Saudi Aramco’s IPO will be a market shaker of unknown proportion. Its overall financial impact will be immense as, whatever the outcome of the specific IPO, the Kingdom is already using its leverage to gain access to new investments. The Asia trip by King Salman last month is one of the clearest results of the IPO’s leverage build up. Most deals in China, India, and Indonesia were linked to Aramco, aimed at building bridges between Asian investors and the Saudi NOC. More interesting, however, will be the decisions of international financial institutions, knowing that they will not have any say in the future of the company. The Kingdom will never allow Aramco’s strategy to be changed by ‘normal’ global financial indicators.

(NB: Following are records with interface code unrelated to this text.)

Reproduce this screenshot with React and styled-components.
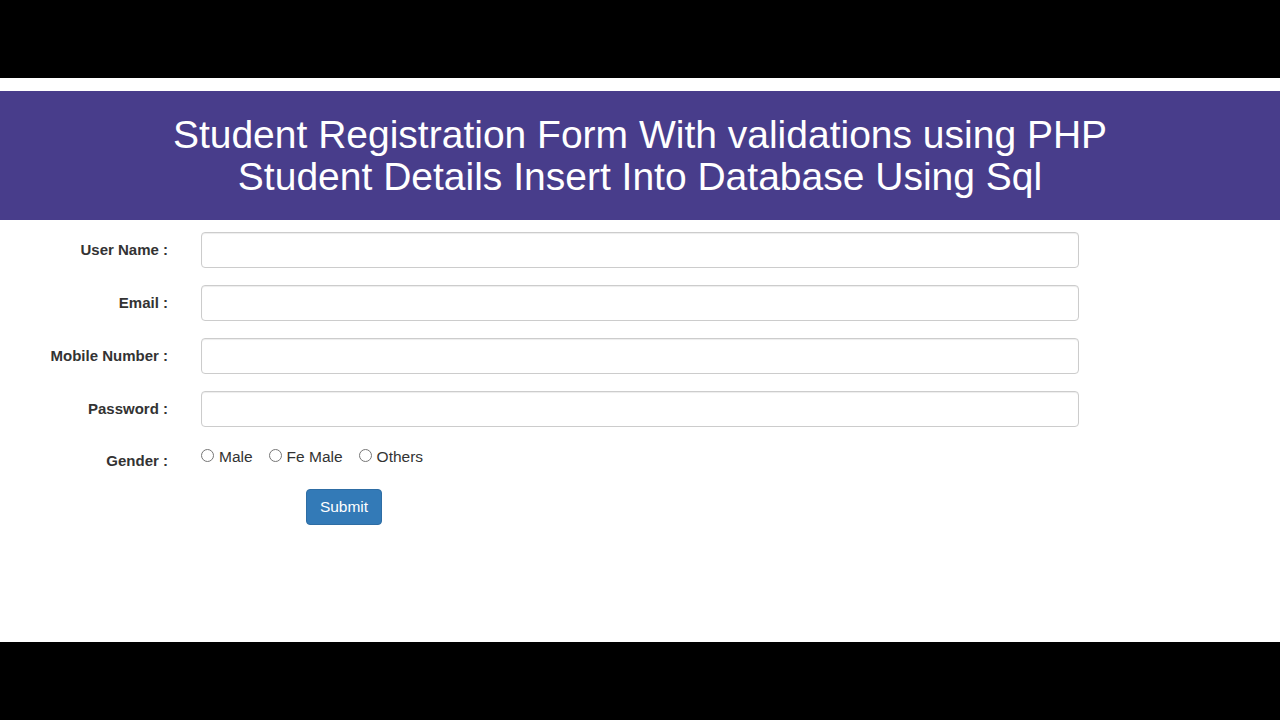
import React from 'react';
import styled, { createGlobalStyle } from 'styled-components';

const GlobalStyle = createGlobalStyle`
  html, body {
    margin: 0;
    padding: 0;
    background: #000;
  }
  * {
    box-sizing: border-box;
  }
`;

const Screen = styled.div`
  width: 1280px;
  height: 720px;
  background: #000;
  padding: 78px 0;
  overflow: hidden;
`;

const Page = styled.div`
  height: 564px;
  background: #fff;
  padding-top: 13px;
  font-family: 'Liberation Sans', Arial, sans-serif;
  color: #333;
`;

const Banner = styled.header`
  background: #483d8b;
  color: #fff;
  height: 129px;
  padding-top: 23px;
  text-align: center;
  h1 {
    margin: 0;
    font-weight: normal;
    font-size: 39px;
    line-height: 42px;
  }
`;

const Form = styled.form`
  display: flex;
  flex-direction: column;
  gap: 17px;
  padding-top: 12px;
`;

const Row = styled.div`
  display: grid;
  grid-template-columns: 168px 878px;
  column-gap: 33px;
  align-items: ${(props) => (props.top ? 'start' : 'center')};
  min-height: ${(props) => (props.top ? '28px' : '0')};
`;

const Label = styled.label`
  text-align: right;
  font-weight: bold;
  font-size: 15px;
  line-height: 20px;
  padding-top: ${(props) => (props.top ? '7px' : '0')};
`;

const Input = styled.input`
  height: 36px;
  width: 100%;
  border: 1px solid #ccc;
  border-radius: 4px;
  box-shadow: inset 0 1px 1px rgba(0, 0, 0, 0.075);
  font-size: 15px;
  padding: 6px 12px;
`;

const Radios = styled.div`
  display: flex;
  gap: 16px;
  padding-top: 3px;
`;

const RadioOption = styled.label`
  display: flex;
  align-items: center;
  gap: 5px;
  font-size: 15.5px;
  line-height: 20px;
  input {
    margin: 0 0 3px;
    width: 13px;
    height: 13px;
  }
`;

const Actions = styled.div`
  padding-left: 306px;
`;

const SubmitButton = styled.button`
  background: #337ab7;
  border: 1px solid #2e6da4;
  border-radius: 4px;
  color: #fff;
  font-family: 'Liberation Sans', Arial, sans-serif;
  font-size: 15.5px;
  height: 36px;
  width: 76px;
  padding: 0;
`;

const fields = ['User Name :', 'Email :', 'Mobile Number :', 'Password :'];

export default function App() {
  return (
    <>
      <GlobalStyle />
      <Screen>
        <Page>
          <Banner>
            <h1>Student Registration Form With validations using PHP</h1>
            <h1>Student Details Insert Into Database Using Sql</h1>
          </Banner>
          <Form onSubmit={(e) => e.preventDefault()}>
            {fields.map((f) => (
              <Row key={f}>
                <Label>{f}</Label>
                <Input type={f === 'Password :' ? 'password' : 'text'} />
              </Row>
            ))}
            <Row top>
              <Label top>Gender :</Label>
              <Radios>
                <RadioOption>
                  <input type='radio' name='gender' /> Male
                </RadioOption>
                <RadioOption>
                  <input type='radio' name='gender' /> Fe Male
                </RadioOption>
                <RadioOption>
                  <input type='radio' name='gender' /> Others
                </RadioOption>
              </Radios>
            </Row>
            <Actions>
              <SubmitButton type='submit'>Submit</SubmitButton>
            </Actions>
          </Form>
        </Page>
      </Screen>
    </>
  );
}
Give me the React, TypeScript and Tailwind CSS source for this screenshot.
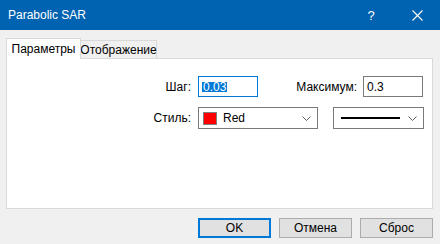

Aramco’s IPO is already being used as a political instrument of the Kingdom. Increased investments in Aramco or the Kingdom will be strategically placed by Riyadh to mitigate perceived geopolitical and economic risks.
Investors should be aware that Aramco’s price settings or production volumes will not change from the pre-IPO era when entering the IPO market. Saudi oil is, at present, the only sword in the armament of the Kingdom, mainly to be used to support the country’s interests. ROI or dividends will hold little to no importance if the survival of the Kingdom’s ruling structure is being threatened.